8 grudnia 2017 roku kupiłem laptopa marki DELL Inspiron 15 7000. Laptop na początku działał dobrze, ale dość szybko zaczęły się problemy z klawiaturą (niedziałający przycisk „i”) oraz pojawiające się co jakiś czas lagi – system sam z siebie wieszał się na 1-2 sekundy, nie reagował, po czym wracał do normalności. Uciążliwe i wkurzające.
Laptopa wymieniłem z powodu wyjazu. Z moim różowym planujemy wyjechać na półroczną podróż do Azji. Stwierdziłem, że ogarnę laptopa aby zabrać na wyjazd działający w 100% sprzęt. Miałem na to 1,5 miesiąca, myślałem, że czasu mam wystarczająco. Jakiż byłem naiwny.

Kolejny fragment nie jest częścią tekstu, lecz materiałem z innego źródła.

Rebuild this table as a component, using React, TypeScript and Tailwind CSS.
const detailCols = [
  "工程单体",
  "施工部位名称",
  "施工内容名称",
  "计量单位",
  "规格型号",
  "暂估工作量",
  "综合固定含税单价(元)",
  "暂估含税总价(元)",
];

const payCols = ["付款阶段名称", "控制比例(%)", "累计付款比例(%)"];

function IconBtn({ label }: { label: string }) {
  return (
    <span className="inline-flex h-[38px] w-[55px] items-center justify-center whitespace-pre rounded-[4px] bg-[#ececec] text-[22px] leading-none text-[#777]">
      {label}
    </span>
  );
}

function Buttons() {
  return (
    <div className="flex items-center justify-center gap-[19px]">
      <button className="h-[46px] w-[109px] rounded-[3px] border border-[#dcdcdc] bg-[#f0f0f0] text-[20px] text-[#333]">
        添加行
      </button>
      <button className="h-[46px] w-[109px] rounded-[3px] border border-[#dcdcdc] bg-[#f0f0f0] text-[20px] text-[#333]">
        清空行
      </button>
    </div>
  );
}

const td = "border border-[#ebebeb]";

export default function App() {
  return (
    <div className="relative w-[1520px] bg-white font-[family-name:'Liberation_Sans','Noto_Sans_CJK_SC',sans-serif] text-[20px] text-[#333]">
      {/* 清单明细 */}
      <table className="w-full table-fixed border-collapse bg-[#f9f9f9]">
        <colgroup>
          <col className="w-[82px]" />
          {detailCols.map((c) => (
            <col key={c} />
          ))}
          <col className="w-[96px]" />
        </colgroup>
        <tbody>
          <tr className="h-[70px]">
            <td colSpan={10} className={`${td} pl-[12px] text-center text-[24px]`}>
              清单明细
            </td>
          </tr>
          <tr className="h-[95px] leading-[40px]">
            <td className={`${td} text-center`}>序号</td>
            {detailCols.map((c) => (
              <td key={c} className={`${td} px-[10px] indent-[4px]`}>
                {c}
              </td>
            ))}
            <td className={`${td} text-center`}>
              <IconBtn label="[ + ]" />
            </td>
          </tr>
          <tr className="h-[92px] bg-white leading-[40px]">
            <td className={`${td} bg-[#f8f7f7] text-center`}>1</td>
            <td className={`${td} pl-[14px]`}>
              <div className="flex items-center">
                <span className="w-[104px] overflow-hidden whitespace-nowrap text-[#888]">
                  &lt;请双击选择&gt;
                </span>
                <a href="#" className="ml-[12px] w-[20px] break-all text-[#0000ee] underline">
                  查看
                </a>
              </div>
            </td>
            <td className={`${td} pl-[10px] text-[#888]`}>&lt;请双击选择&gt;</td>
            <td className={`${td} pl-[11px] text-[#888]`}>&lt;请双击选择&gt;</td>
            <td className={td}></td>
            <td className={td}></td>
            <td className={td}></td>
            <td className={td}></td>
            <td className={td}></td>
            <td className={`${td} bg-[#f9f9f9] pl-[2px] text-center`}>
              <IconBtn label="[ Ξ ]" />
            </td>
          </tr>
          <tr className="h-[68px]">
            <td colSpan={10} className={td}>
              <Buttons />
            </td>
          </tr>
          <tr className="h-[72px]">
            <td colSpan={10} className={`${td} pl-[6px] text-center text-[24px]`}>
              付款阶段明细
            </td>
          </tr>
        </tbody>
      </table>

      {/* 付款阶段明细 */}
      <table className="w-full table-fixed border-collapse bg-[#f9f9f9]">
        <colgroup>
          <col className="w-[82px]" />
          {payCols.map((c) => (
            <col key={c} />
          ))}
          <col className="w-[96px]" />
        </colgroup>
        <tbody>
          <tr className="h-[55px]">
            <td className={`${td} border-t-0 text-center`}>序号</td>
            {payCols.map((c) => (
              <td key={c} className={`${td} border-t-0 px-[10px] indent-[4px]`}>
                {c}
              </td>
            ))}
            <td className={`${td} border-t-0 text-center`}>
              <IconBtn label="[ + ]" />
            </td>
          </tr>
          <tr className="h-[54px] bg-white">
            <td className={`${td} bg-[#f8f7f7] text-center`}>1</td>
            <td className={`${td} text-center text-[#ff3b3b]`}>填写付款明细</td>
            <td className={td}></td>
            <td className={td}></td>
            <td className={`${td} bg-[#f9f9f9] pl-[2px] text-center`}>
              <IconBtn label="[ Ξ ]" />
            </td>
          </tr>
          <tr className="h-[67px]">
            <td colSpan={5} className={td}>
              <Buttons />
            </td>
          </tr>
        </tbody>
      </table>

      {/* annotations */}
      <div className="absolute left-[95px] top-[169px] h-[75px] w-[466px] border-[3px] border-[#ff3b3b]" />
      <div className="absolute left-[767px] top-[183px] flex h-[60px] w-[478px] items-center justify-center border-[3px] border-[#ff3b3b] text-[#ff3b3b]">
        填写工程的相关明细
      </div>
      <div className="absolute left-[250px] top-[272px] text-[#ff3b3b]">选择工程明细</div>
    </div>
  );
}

27 lutego wzywałem po raz pierwszy technika, bo padła mi litera "i" na klawiaturze. Klawiatura została wymieniona sprawnie, ale po wymianie przestało działać jej podświetlenie. Niby pierdoła, ale jednak denerwująca (w końcu za nią też zapłaciłem). Dodatkowo technik zalecił aktualizację sterowników i to miało rozwiązać problemy z zawieszającym się systemem. Niestety nie pomogło.
1 marca
Wezwałem kolejnego technika, który miał wymienić płytę główną.
Technik przyjechał, a że na zewnątrz temperatury biegunowe, zaproponowałem mu herbatę. Herbatkę przyjął, rozkręca komputer, siorbie sobie ciepły napój. Ja sobie coś ogarniam na telefonie, gdy nagle do moich uszu dobiega dźwięk upadającej śrubki, a zaraz po nim brzdęk upadającej szklanki.

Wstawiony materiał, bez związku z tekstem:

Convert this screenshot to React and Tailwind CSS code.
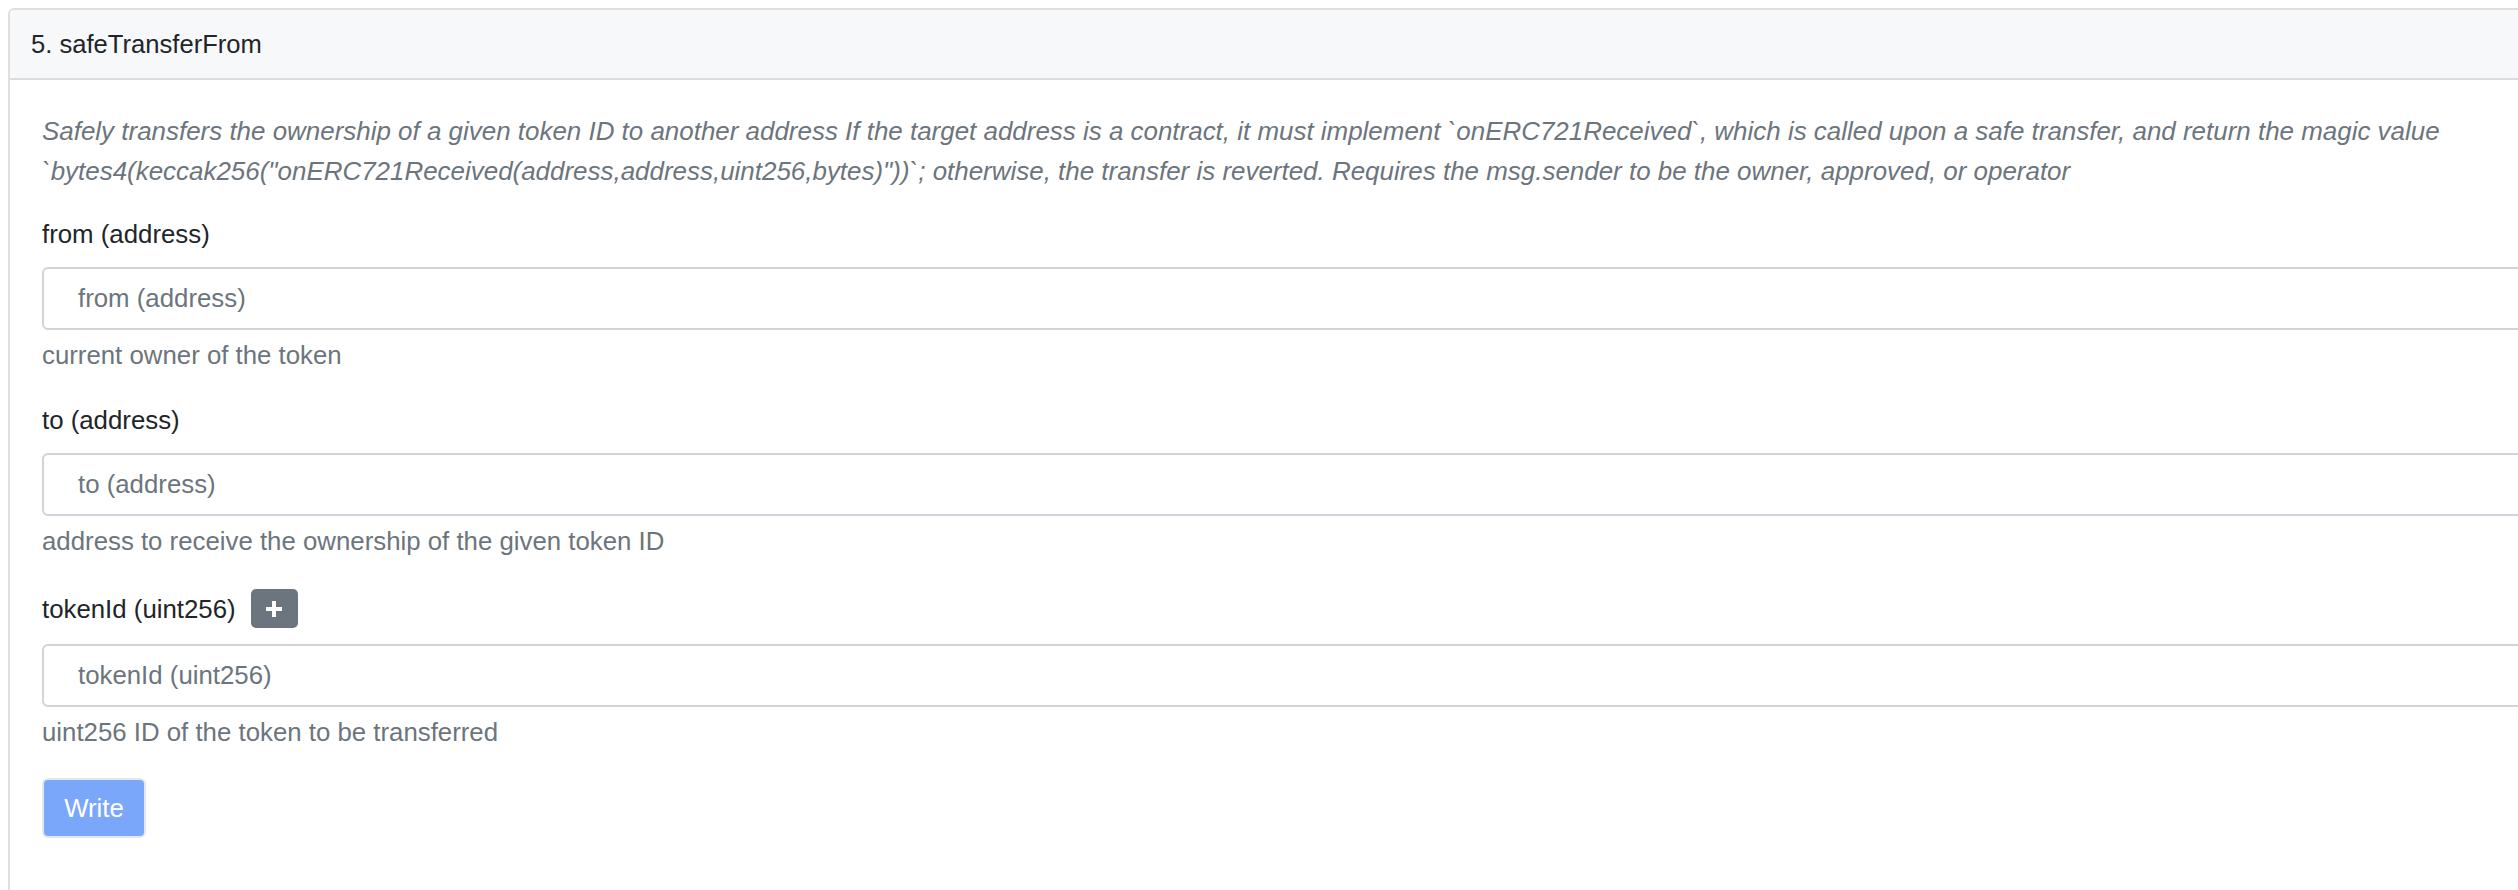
import React from "react";

const font = { fontFamily: '"Liberation Sans", Arial, sans-serif' };

function Field({ label, placeholder, help, plus }) {
  return (
    <div className="mb-[27px]">
      <div className={plus ? "flex items-center h-[43px] mb-[14px]" : "flex items-center h-[38px] mb-[14px]"}>
        <span className="text-[25.8px] leading-[38px] text-[#212529]">{label}</span>
        {plus && (
          <button className="ml-[15px] w-[47px] h-[39px] rounded-[5px] bg-[#6c757d] flex items-center justify-center">
            <svg width="22" height="22" viewBox="0 0 22 22">
              <path d="M11 3v16M3 11h16" stroke="#fff" strokeWidth="4" strokeLinecap="butt" />
            </svg>
          </button>
        )}
      </div>
      <input
        className="block w-full h-[63px] border-2 border-[#ced4da] rounded-[6px] pl-[34px] text-[25.8px] text-[#495057] placeholder:text-[#6c757d] outline-none bg-white"
        placeholder={placeholder}
        style={font}
      />
      <div className="mt-[6px] text-[25.8px] leading-[38px] text-[#6c757d]">{help}</div>
    </div>
  );
}

export default function App() {
  return (
    <div className="w-[2518px] h-[890px] overflow-hidden bg-white pt-[8px] pl-[8px]" style={font}>
      <div className="w-[2700px] h-[1000px] border-2 border-[#dfdfdf] rounded-[6px] overflow-hidden">
        <div className="h-[70px] flex items-center pl-[21px] bg-[#f7f8fa] border-b-2 border-[#dcdcdc]">
          <span className="text-[25.6px] text-[#212529]">5. safeTransferFrom</span>
        </div>
        <div className="px-[32px] pt-[31px]">
          <p className="italic text-[25.95px] leading-[40px] text-[#6c757d] mb-[24px] whitespace-nowrap">
            Safely transfers the ownership of a given token ID to another address If the target address is a contract, it must implement `onERC721Received`, which is called upon a safe transfer, and return the magic value
            <br />
            `bytes4(keccak256("onERC721Received(address,address,uint256,bytes)"))`; otherwise, the transfer is reverted. Requires the msg.sender to be the owner, approved, or operator
          </p>
          <Field label="from (address)" placeholder="from (address)" help="current owner of the token" />
          <Field label="to (address)" placeholder="to (address)" help="address to receive the ownership of the given token ID" />
          <Field label="tokenId (uint256)" placeholder="tokenId (uint256)" help="uint256 ID of the token to be transferred" plus />
          <button className="mt-[4px] w-[104px] h-[60px] rounded-[6px] bg-[#7aa7f9] border-2 border-[#e3e8f0] text-white text-[25.8px] flex items-center justify-center">
            Write
          </button>
        </div>
      </div>
    </div>
  );
}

Technik rozlał gorącą Sagę na rozkręcone części laptopa.
Zalane zostały:
- częściowo bateria,
- wiatraczek,
- prawdopodobnie 1 lub 2 kości RAM
- fragmenty obudowy.
Nie wiem, co jeszcze, bo w panice leciałem po papierowe ręczniki.
"Trudno, zdarzenie losowe" - jeszcze na tamtym etapie brałem to pod uwagę.

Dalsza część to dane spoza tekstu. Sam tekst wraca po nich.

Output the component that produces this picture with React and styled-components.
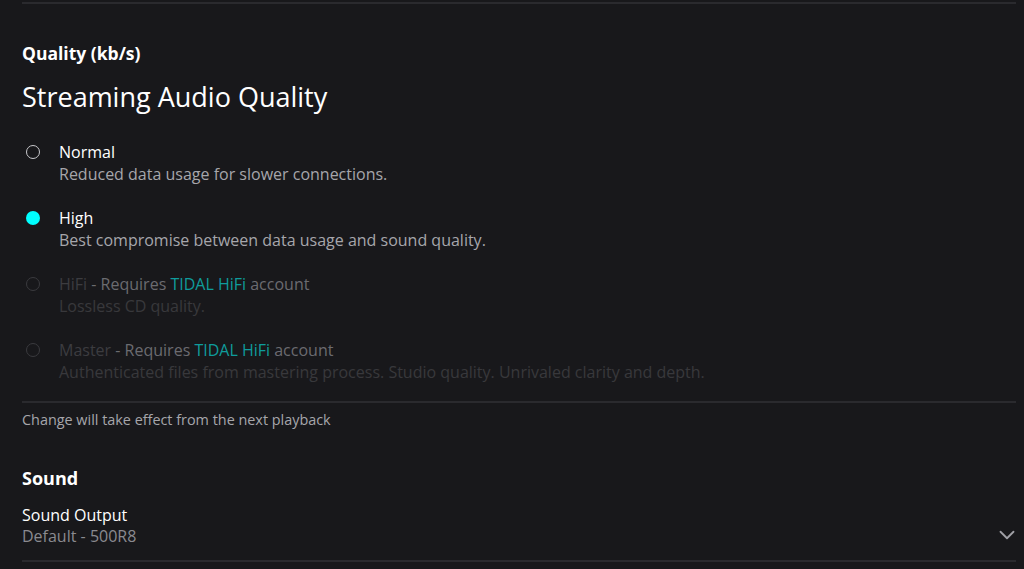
import styled, { createGlobalStyle } from "styled-components";
import { ChevronDown } from "lucide-react";

const GlobalStyle = createGlobalStyle`
  html, body {
    margin: 0;
    padding: 0;
    background: #18181b;
  }
  body {
    font-family: "Open Sans", Lato, sans-serif;
    color: #fff;
    -webkit-font-smoothing: antialiased;
  }
`;

const OPTIONS = [
  { id: "normal", name: "Normal", desc: "Reduced data usage for slower connections." },
  { id: "high", name: "High", desc: "Best compromise between data usage and sound quality.", checked: true },
  { id: "hifi", name: "HiFi", desc: "Lossless CD quality.", locked: true },
  {
    id: "master",
    name: "Master",
    desc: "Authenticated files from mastering process. Studio quality. Unrivaled clarity and depth.",
    locked: true,
  },
];

export default function App() {
  return (
    <>
      <GlobalStyle />
      <Page>
        <Divider />
        <Section>
          <SectionTitle>Quality (kb/s)</SectionTitle>
          <Heading>Streaming Audio Quality</Heading>
          <OptionList>
            {OPTIONS.map((o) => (
              <Option key={o.id}>
                <Radio $checked={o.checked} $locked={o.locked} />
                <OptionText>
                  <OptionName $locked={o.locked}>
                    {o.locked ? (
                      <>
                        <Dim>{o.name}</Dim> - Requires <Teal>TIDAL HiFi</Teal> account
                      </>
                    ) : (
                      o.name
                    )}
                  </OptionName>
                  <OptionDesc $locked={o.locked}>{o.desc}</OptionDesc>
                </OptionText>
              </Option>
            ))}
          </OptionList>
        </Section>
        <Divider />
        <Note>Change will take effect from the next playback</Note>
        <SoundTitle>Sound</SoundTitle>
        <SelectRow>
          <div>
            <SelectLabel>Sound Output</SelectLabel>
            <SelectValue>Default - 500R8</SelectValue>
          </div>
          <Chevron>
            <ChevronDown size={26} color="#a0a0a6" strokeWidth={1.7} />
          </Chevron>
        </SelectRow>
        <Divider />
      </Page>
    </>
  );
}

const Page = styled.div`
  padding: 2px 8px 0 22px;
  display: flex;
  flex-direction: column;
`;

const Divider = styled.div`
  height: 2px;
  background: #2a2a2e;
`;

const Section = styled.div`
  padding-top: 39px;
  padding-bottom: 18px;
`;

const SectionTitle = styled.h3`
  margin: 0;
  font-size: 17.5px;
  font-weight: 700;
  line-height: 20px;
`;

const Heading = styled.h2`
  margin: 18px 0 0;
  font-size: 27px;
  font-weight: 400;
  line-height: 32px;
`;

const OptionList = styled.div`
  margin-top: 28px;
  display: flex;
  flex-direction: column;
  gap: 22px;
`;

const Option = styled.div`
  display: flex;
  align-items: flex-start;
  gap: 19px;
  padding-left: 4px;
`;

const Radio = styled.span`
  flex: none;
  width: 14px;
  height: 14px;
  margin-top: 4px;
  border-radius: 50%;
  box-sizing: border-box;
  border: ${(p) => (p.$checked ? "none" : `1.5px solid ${p.$locked ? "#3a3a3e" : "#c8c8cc"}`)};
  background: ${(p) => (p.$checked ? "#00ffff" : "transparent")};
`;

const OptionText = styled.div`
  display: flex;
  flex-direction: column;
`;

const OptionName = styled.div`
  font-size: 16px;
  line-height: 22px;
  color: ${(p) => (p.$locked ? "#6b6b70" : "#ffffff")};
`;

const Dim = styled.span`
  color: #3c3c40;
`;

const Teal = styled.span`
  color: #0f9c9c;
`;

const OptionDesc = styled.div`
  font-size: 16px;
  line-height: 22px;
  color: ${(p) => (p.$locked ? "#38383c" : "#a6a6ab")};
`;

const Note = styled.div`
  margin-top: 7px;
  font-size: 14.4px;
  line-height: 20px;
  color: #a6a6ab;
`;

const SoundTitle = styled.h3`
  margin: 36px 0 0;
  font-size: 18px;
  font-weight: 700;
  line-height: 24px;
`;

const SelectRow = styled.div`
  margin-top: 15px;
  padding-bottom: 13px;
  display: flex;
  align-items: flex-end;
  justify-content: space-between;
`;

const SelectLabel = styled.div`
  font-size: 16px;
  line-height: 21px;
  color: #fff;
`;

const SelectValue = styled.div`
  font-size: 16px;
  line-height: 21px;
  color: #8a8a90;
`;

const Chevron = styled.span`
  display: flex;
  margin-right: -4px;
  margin-bottom: -1px;
`;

„Niech Pan się nie przejmuje, wszystko będzie działało, na pewno nic nie zostało uszkodzone” - powiedział Technik i zajął się skręcaniem laptopa.
Skręcił.
Włącza.
Idzie diagnostyka.
No wszystko działa.
Diagnostyka dochodzi do 70%, po czym komputer zaczyna wariować i się wyłącza. Technik naciska zasilanie jeden raz, drugi, trzeci. Nie działa. Dzwoni na infolinię i rozmawia z jakimś starszym technikiem. Nie wspomina, że części laptopa zostały zalane gorącą Sagą.
Pytam, czy laptop nie działa, bo coś w środku było wcześniej uszkodzone i wyszło to teraz, czy laptop nie działa w związku z zalaniem. „W związku z zalaniem” - przyznaje technik.
Laptop w ogóle się nie włącza. Zostaję bez laptopa, a że jest godzina 14:00, zostaję bez narzędzia do pracy na resztę dnia.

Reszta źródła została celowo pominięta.